Holding — Oetken, J.
- The U.S. District Court for the Southern District of New York held that Monteverde’s motion for attorney's fees and expenses was denied because the supplemental disclosures did not confer a substantial benefit on Nuance shareholders.
Rule
- A plaintiff seeking attorney's fees must demonstrate that their lawsuit conferred a substantial benefit on the shareholders to be entitled to reimbursement under the common benefit doctrine.
Reasoning
- The U.S. District Court reasoned that Monteverde had failed to demonstrate a substantial benefit from the supplemental disclosures.
- The court emphasized that the supplemental information disclosed was not required by law and did not significantly enhance the shareholders' understanding of the merger.
- The court noted that the detailed summaries provided in the proxy statement were sufficient for shareholders to assess their interests.
- Specifically, the court found that the disclosures regarding financial multiples and equity research analyst price targets were largely technical and did not alter the overall context of the information available to shareholders.
- Thus, the court concluded that prompting the disclosure of such information did not equate to conferring a substantial benefit that would warrant an attorney's fee award.
Deep Dive: How the Court Reached Its Decision
Causal Connection
The court first addressed the issue of causal connection between Monteverde's lawsuit and the supplemental disclosures made by Nuance. It noted that Monteverde contended that its legal actions prompted the defendants to issue the additional disclosures. The defendants did not dispute this assertion and acknowledged that the lawsuits, including Serion's, were identified in the supplemental disclosures. Consequently, the court found that there was a clear causal link between the plaintiff's lawsuit and the defendants’ decision to disclose additional information. This established that the plaintiff satisfied the burden of demonstrating a connection between the lawsuit and the actions taken by the defendants, thus supporting the notion that the lawsuit played a role in prompting the supplemental disclosures. The court concluded that the defendants failed to establish the absence of this causal connection, allowing the case to proceed to the next consideration of substantial benefit.
Substantial Benefit
Next, the court evaluated whether the supplemental disclosures conferred a substantial benefit on Nuance shareholders. Monteverde argued that the disclosures were significant as they included detailed financial metrics and research analysts' price targets that had previously been withheld. The court, however, emphasized that for a benefit to be considered substantial, it must go beyond technical details and correct or prevent abuses prejudicial to shareholders’ rights. The court analyzed the nature of the disclosures and found that they did not significantly enhance the understanding of the merger for shareholders. It noted that the detailed summaries already provided in the proxy statement were adequate for shareholders to assess their interests.

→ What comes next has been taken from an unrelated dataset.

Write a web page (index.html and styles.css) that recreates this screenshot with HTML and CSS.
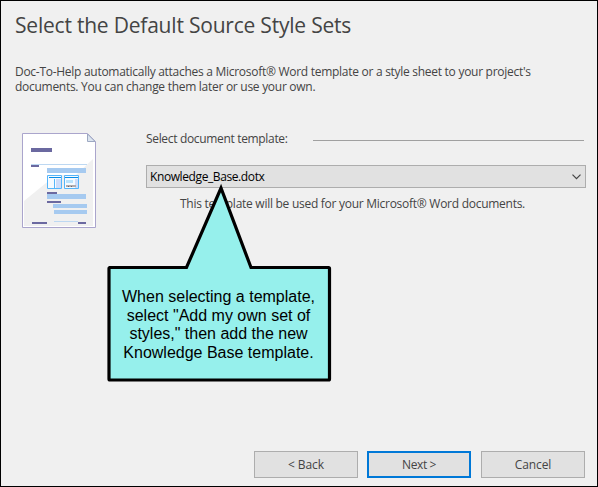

Furthermore, the court pointed out that the additional financial metrics and analysts' price targets were largely technical and did not alter the overall context of the information available, thus failing to confer the substantial benefit necessary to justify an award of attorney's fees.
Legal Standards
The court's reasoning was grounded in established legal standards regarding the common benefit doctrine. Under this doctrine, a plaintiff seeking attorney's fees must demonstrate that their lawsuit conferred a substantial benefit on an ascertainable class of shareholders. The court referred to relevant precedents, such as Mills v. Electric Auto-Lite Co., which established the principle that disclosures must correct or prevent abusive practices affecting shareholder rights. It highlighted that prompting the disclosure of information does not automatically confer a substantial benefit if the disclosed information does not significantly improve shareholders' understanding of the transaction at hand. The court reinforced that the disclosures must provide meaningful insights that alter the shareholders' ability to make informed decisions, a criterion that Monteverde's claims did not meet. Thus, the court applied these standards to assess the adequacy and importance of the disclosures made by Nuance.
Conclusion
Ultimately, the court concluded that Monteverde's motion for attorney's fees and expenses was denied because it failed to demonstrate that the supplemental disclosures conferred a substantial benefit on Nuance shareholders. The court found that the disclosures were not legally required and did not significantly enhance shareholders' understanding of the merger. Given the sufficiency of the existing information in the proxy statement, the court determined that the additional disclosures were largely redundant and did not alter the total mix of information available to shareholders. Consequently, the court dismissed the case as moot, acknowledging that the underlying claims had been resolved following the shareholders' approval of the merger. The ruling affirmed the principle that not all disclosures prompted by litigation merit an award of attorney's fees under the common benefit doctrine.
Implications for Future Cases
The court’s decision in this case established important implications for future shareholder derivative actions regarding the awarding of attorney's fees. It clarified that plaintiffs must not only establish a causal connection between their lawsuits and the defendants' disclosures but must also demonstrate that such disclosures provide a substantial benefit to the shareholders. Future plaintiffs will need to provide compelling evidence that their lawsuits lead to disclosures that are meaningful and significantly enhance shareholders' understanding of material transactions. The ruling serves as a precedent that highlights the importance of the quality and impact of disclosures in determining the entitlement to attorney's fees. It reinforces the notion that technical or redundant disclosures that do not affect shareholders' decision-making processes may not suffice for recovery of legal fees, potentially deterring frivolous claims aimed solely at extracting fees without conferring real benefits to shareholders.